By Jerry Brown
ANCHORAGE, Alaska -- The Alaska Visitors Association floated a
white paper at its annual convention here that describes the
dismantling of current promotional efforts in favor of one new
entity: the Travel Industry Association of Alaska, or TIAA. Because
the unit would be financed mostly, or even entirely, by the private
sector, higher consumer prices could be in the cards.
The proposal was discussed at length and agreed to in principle
during the convention.
The move would involve consolidating into one the activities of
the AVA, the state's Division of Tourism and the public-private
sector Alaska Tourism Marketing Council, which administers the
yearly marketing plan. In the past, the ATMC was funded largely by
the state with a substantial assist from the private sector. But
state funding for the ATMC effort has declined from $10 million in
1990 to just $5 million in the current fiscal year. Although the
industry has picked up some of the slack, mostly through direct
contributions, it has not yet developed a dependable formula to
guarantee continuing adequate funding.
With oil revenues down and the fishing and lumber industries in
a slump, the Legislature initiated a five-year program to cut $250
million from Alaska's expenditures, which will mean, according to
some prominent lawmakers, a further severe drop in tourism
spending.
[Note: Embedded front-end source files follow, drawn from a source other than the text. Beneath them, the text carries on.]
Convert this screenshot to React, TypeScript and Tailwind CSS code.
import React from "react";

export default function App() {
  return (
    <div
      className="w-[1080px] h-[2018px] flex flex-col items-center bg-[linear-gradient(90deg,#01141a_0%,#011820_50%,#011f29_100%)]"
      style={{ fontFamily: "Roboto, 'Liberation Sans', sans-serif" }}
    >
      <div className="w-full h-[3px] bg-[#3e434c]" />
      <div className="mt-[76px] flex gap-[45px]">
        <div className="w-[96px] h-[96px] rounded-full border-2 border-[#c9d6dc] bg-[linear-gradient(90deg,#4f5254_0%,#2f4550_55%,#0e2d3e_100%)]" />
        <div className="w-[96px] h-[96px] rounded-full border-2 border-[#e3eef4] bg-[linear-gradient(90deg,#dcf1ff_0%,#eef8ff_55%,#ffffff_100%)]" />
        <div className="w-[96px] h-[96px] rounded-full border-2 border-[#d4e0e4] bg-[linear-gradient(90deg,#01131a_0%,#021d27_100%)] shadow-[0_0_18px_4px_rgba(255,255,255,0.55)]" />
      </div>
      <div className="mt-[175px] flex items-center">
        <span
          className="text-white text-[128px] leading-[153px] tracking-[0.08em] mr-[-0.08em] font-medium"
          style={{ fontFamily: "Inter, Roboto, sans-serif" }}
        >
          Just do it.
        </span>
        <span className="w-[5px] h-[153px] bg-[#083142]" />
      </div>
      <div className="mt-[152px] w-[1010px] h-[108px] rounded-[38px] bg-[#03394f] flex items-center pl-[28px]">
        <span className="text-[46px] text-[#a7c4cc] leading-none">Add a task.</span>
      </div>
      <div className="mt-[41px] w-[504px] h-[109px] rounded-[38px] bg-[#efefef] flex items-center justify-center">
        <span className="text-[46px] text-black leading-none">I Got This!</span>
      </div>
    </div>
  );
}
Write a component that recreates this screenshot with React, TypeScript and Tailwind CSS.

Alaska tourism interests hope that they can persuade the
state to maintain a modest level of funding, at least $4 million a
year, and that the TIAA will devise permanent money-raising
mechanisms to bring the state's total budget up to $10 million.
Members at the convention were asked to contribute their ideas
for presentation at the next legislative session in January. In the
white paper, the directors of AVA noted that whatever new plan is
devised would be "painful" for the private sector. The cruise
lines, it said, would be expected to contribute about $2 million a
year and destination marketing organizations a similar amount. The
remainder would come from sales of memberships, convention
sponsorships and "pay-to-play" programs, under which TIAA members
would be allowed to buy advertising in the state vacation planner,
to participate in trade shows and to buy mailing labels.
Directors of the AVA believes that the final, tourism
promotion-sustaining formula might not be in place until 2000,
hence the white paper's title: "The New Millennium Plan."